Not exactly great UE. Also terrible for supply chain security. The whole thing is hard to explain because it wasn't that UE was chosen over security. There is no logic to why it was half-arsed like this and they actually get away with it all while grand-standing about all the things they do for "security".
All Github-security brings to the world (other than hype) is:
- Cockpit: which allows me to produce security vulns in an automated manner, and
- the GHSA vulnerability severity scoring which essentially labels anything that has CVSS3 critical as moderate and allows downplaying of the real score.
As a Microsoft company perhaps this is just what it is and I'm to blame for expecting things to make sense.
> Still they want the commits to be associated with their current GitHub account; even if it's just for statistics and "bragging rights".
> If GitHub required email address verification, how would this be done?
If it can't be done securely - e.g. you verify you own the e-mail address - it shouldn't be done, IMO. It's like losing your 2FA token and all recovery methods; for the sake of security, you should consider that account lost. Because if you can get it back through other means, then a scammer / impostor can do so as well.
At some point you just have to give up. Anyway in the case of e-mail addresses, ideally you have your real name in the address itself for anything formal / work related.
Alternatively, what GitHub could do is mark these accounts as unverified. It would also mean they should allow multiple user accounts to be associated with a commit's e-mail address though.
And finally, some manual work might be involved. I'm sure there would be ways and means to get verified on github (like on twitter), and somehow claim that e-mail address in a more formalized fashion - and to dispute it. In the case of Linux and Go, it's obvious and well-known who the original authors / committers are, so a bit of manual work to associate those commits to a GH account shouldn't be too much of an issue.
One idea: just show the statistics of unverified commits, demarcated as such, in the user’s profile. This is a more transparent variation on the current behavior.
Doesn't changing the author affect the commit sha? If so, doing this would cause some amount of pain with syncing all copies of the repo, branches, etc, making it a non-starter I think.
that's great but it requires an active step on behalf of the user which is violating secure defaults principle. it also violates the principle of good UE
Thank you, wanted to know, if so, this should really be noted when suggesting these sort of things since it has unaccounted consequences especially when you consider most people use git but don't necessarily know how to use it beyond the basics.

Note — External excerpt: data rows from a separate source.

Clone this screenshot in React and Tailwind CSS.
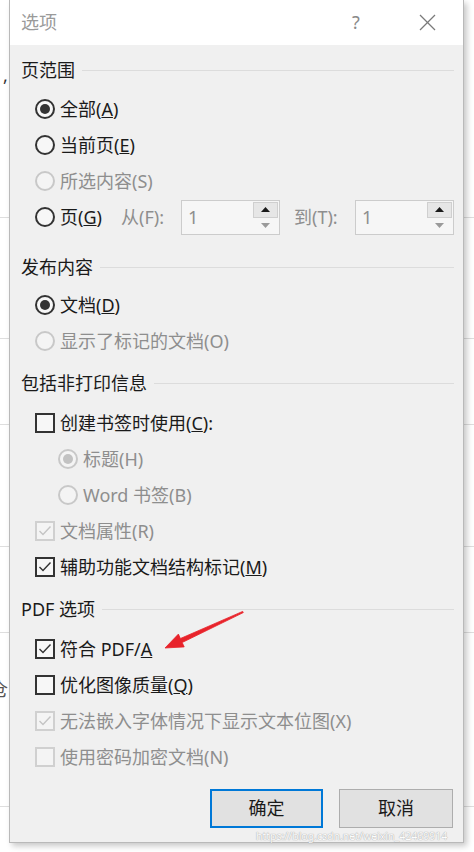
import React from "react";

const FONT = "font-['Noto_Sans','Noto_Sans_CJK_SC',sans-serif]";

function Radio({ checked, disabled }) {
  return (
    <span
      className={
        "flex h-[20px] w-[20px] shrink-0 items-center justify-center rounded-full border-2 " +
        (disabled ? "border-[#c8c8c8] bg-[#f4f4f4]" : "border-[#333333] bg-[#f7f7f7]")
      }
    >
      {checked && (
        <span
          className={
            "h-[10px] w-[10px] rounded-full " + (disabled ? "bg-[#c2c2c2]" : "bg-[#333333]")
          }
        />
      )}
    </span>
  );
}

function Checkbox({ checked, disabled }) {
  return (
    <span
      className={
        "flex h-[20px] w-[20px] shrink-0 items-center justify-center border-2 " +
        (disabled ? "border-[#d0d0d0] bg-[#f4f4f4]" : "border-[#333333] bg-[#f7f7f7]")
      }
    >
      {checked && (
        <svg width="16" height="16" viewBox="0 0 16 16">
          <polyline
            points="2.5,8 6,11.5 13.5,3.5"
            fill="none"
            stroke={disabled ? "#c4c4c4" : "#333333"}
            strokeWidth="1.4"
          />
        </svg>
      )}
    </span>
  );
}

function Heading({ children }) {
  return (
    <div className="flex h-[36px] items-center pl-[11px] pr-[9px]">
      <span className="text-[18px] text-[#1a1a1a]">{children}</span>
      <span className="ml-[7px] h-px flex-1 bg-[#dcdcdc]" />
    </div>
  );
}

function Row({ indent, disabled, control, children }) {
  return (
    <div
      className={
        "flex h-[36px] items-center gap-[5px] " + (indent ? "pl-[48px]" : "pl-[25px]")
      }
    >
      {control}
      <span className={"text-[18px] " + (disabled ? "text-[#8e8e8e]" : "text-[#1a1a1a]")}>
        {children}
      </span>
    </div>
  );
}

function Spin() {
  return (
    <div className="flex h-[35px] w-[99px] border border-[#cccccc] bg-[#f6f6f6]">
      <div className="flex flex-1 items-center pl-[6px] text-[18px] text-[#8e8e8e]">1</div>
      <div className="mr-[1px] mt-[1px] flex w-[25px] flex-col">
        <div className="flex h-[16px] items-center justify-center border border-[#cfcfcf] bg-[#e6e6e6]">
          <svg width="9" height="5" viewBox="0 0 9 5">
            <polygon points="0,5 4.5,0 9,5" fill="#1a1a1a" />
          </svg>
        </div>
        <div className="flex h-[16px] items-center justify-center">
          <svg width="9" height="5" viewBox="0 0 9 5">
            <polygon points="0,0 9,0 4.5,5" fill="#9a9a9a" />
          </svg>
        </div>
      </div>
    </div>
  );
}

export default function App() {
  return (
    <div className={"relative h-[852px] w-[474px] overflow-hidden bg-white " + FONT}>
      {/* backdrop document */}
      <div className="flex flex-col">
        <div className="h-[218px] border-b border-[#dedede]" />
        <div className="h-[121px] border-b border-[#dedede]" />
        <div className="h-[86px] border-b border-[#dedede]" />
        <div className="h-[122px] border-b border-[#dedede]" />
        <div className="h-[86px] border-b border-[#dedede]" />
        <div className="h-[174px] border-b border-[#dedede]" />
      </div>
      <span className="absolute left-[3px] top-[62px] text-[18px] text-[#333]">,</span>
      <span className="absolute left-[-10px] top-[676px] text-[18px] text-[#555]">仓</span>

      {/* dialog */}
      <div className="absolute left-[9px] top-0 flex h-[843px] w-[455px] flex-col border-x border-b border-[#b9b9b9] bg-[#f0f0f0] shadow-[3px_3px_6px_rgba(0,0,0,0.22)]">
        <div className="flex h-[45px] items-center bg-white pl-[11px] pr-[13px]">
          <span className="text-[18px] text-[#9a9a9a]">选项</span>
          <span className="ml-auto flex w-[46px] justify-center text-[18px] text-[#8a8a8a]">?</span>
          <span className="w-[25px]" />
          <span className="flex w-[46px] justify-center">
            <svg width="17" height="17" viewBox="0 0 17 17">
              <line x1="1" y1="1" x2="16" y2="16" stroke="#7a7a7a" strokeWidth="1.2" />
              <line x1="16" y1="1" x2="1" y2="16" stroke="#7a7a7a" strokeWidth="1.2" />
            </svg>
          </span>
        </div>

        <div className="flex flex-col pt-[7px]">
          <Heading>页范围</Heading>
          <div className="mt-[3px]">
            <Row control={<Radio checked />}>
              全部(<u>A</u>)
            </Row>
            <Row control={<Radio />}>
              当前页(<u>E</u>)
            </Row>
            <Row disabled control={<Radio disabled />}>
              所选内容(S)
            </Row>
            <div className="flex h-[36px] items-center pl-[25px]">
              <Radio />
              <span className="ml-[5px] w-[44px] text-[18px] text-[#1a1a1a]">
                页(<u>G</u>)
              </span>
              <span className="ml-[17px] w-[60px] text-[18px] text-[#8e8e8e]">从(F):</span>
              <Spin />
              <span className="ml-[14px] w-[61px] text-[18px] text-[#8e8e8e]">到(T):</span>
              <Spin />
            </div>
          </div>

          <div className="mt-[14px]">
            <Heading>发布内容</Heading>
          </div>
          <div className="mt-[2px]">
            <Row control={<Radio checked />}>
              文档(<u>D</u>)
            </Row>
            <Row disabled control={<Radio disabled />}>
              显示了标记的文档(O)
            </Row>
          </div>

          <div className="mt-[6px]">
            <Heading>包括非打印信息</Heading>
          </div>
          <div className="mt-[4px]">
            <Row control={<Checkbox />}>
              创建书签时使用(<u>C</u>):
            </Row>
            <Row indent disabled control={<Radio checked disabled />}>
              标题(H)
            </Row>
            <Row indent disabled control={<Radio disabled />}>
              Word 书签(B)
            </Row>
            <Row disabled control={<Checkbox checked disabled />}>
              文档属性(R)
            </Row>
            <Row control={<Checkbox checked />}>
              辅助功能文档结构标记(<u>M</u>)
            </Row>
          </div>

          <div className="mt-[6px]">
            <Heading>PDF 选项</Heading>
          </div>
          <div className="mt-[4px]">
            <Row control={<Checkbox checked />}>
              符合 PDF/<u>A</u>
            </Row>
            <Row control={<Checkbox />}>
              优化图像质量(<u>Q</u>)
            </Row>
            <Row disabled control={<Checkbox checked disabled />}>
              无法嵌入字体情况下显示文本位图(X)
            </Row>
            <Row disabled control={<Checkbox disabled />}>
              使用密码加密文档(N)
            </Row>
          </div>

          <div className="mt-[14px] flex justify-end gap-[16px] pr-[10px]">
            <button className="flex h-[39px] w-[113px] items-center justify-center border-2 border-[#0078d7] bg-[#e1e1e1] text-[18px] text-[#1a1a1a]">
              确定
            </button>
            <button className="flex h-[39px] w-[114px] items-center justify-center border border-[#adadad] bg-[#e1e1e1] text-[18px] text-[#1a1a1a]">
              取消
            </button>
          </div>
        </div>
      </div>

      {/* annotation arrow */}
      <svg className="pointer-events-none absolute left-0 top-0" width="474" height="852" viewBox="0 0 474 852">
        <polygon
          points="242.7,611.4 180.4,638.5 178.4,634.1 165,648 184.2,646.9 182.2,642.5 243.3,612.6"
          fill="#e8232b"
          stroke="#e8232b"
          strokeWidth="0.8"
          strokeLinejoin="round"
        />
      </svg>

      {/* watermark */}
      <span className="absolute left-[256px] top-[829px] whitespace-nowrap text-[10.5px] text-white opacity-80 [text-shadow:0_0_1px_#9a9a9a,0_0_1px_#9a9a9a]">
        https://blog.csdn.net/weixin_42469914
      </span>
    </div>
  );
}
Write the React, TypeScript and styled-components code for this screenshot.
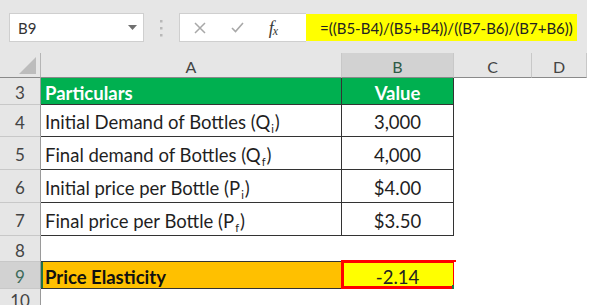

Not every contributor has kept their email address for over 20 years. Some don't have access to the old addresses they once used for commits. Still they want the commits to be associated with their current GitHub account; even if it's just for statistics and "bragging rights".
If GitHub required email address verification, how would this be done?
EDIT: To be clear: With "working like it does" I'm referring to the possibility to add unverified email addresses to your account and have commits attributed to you.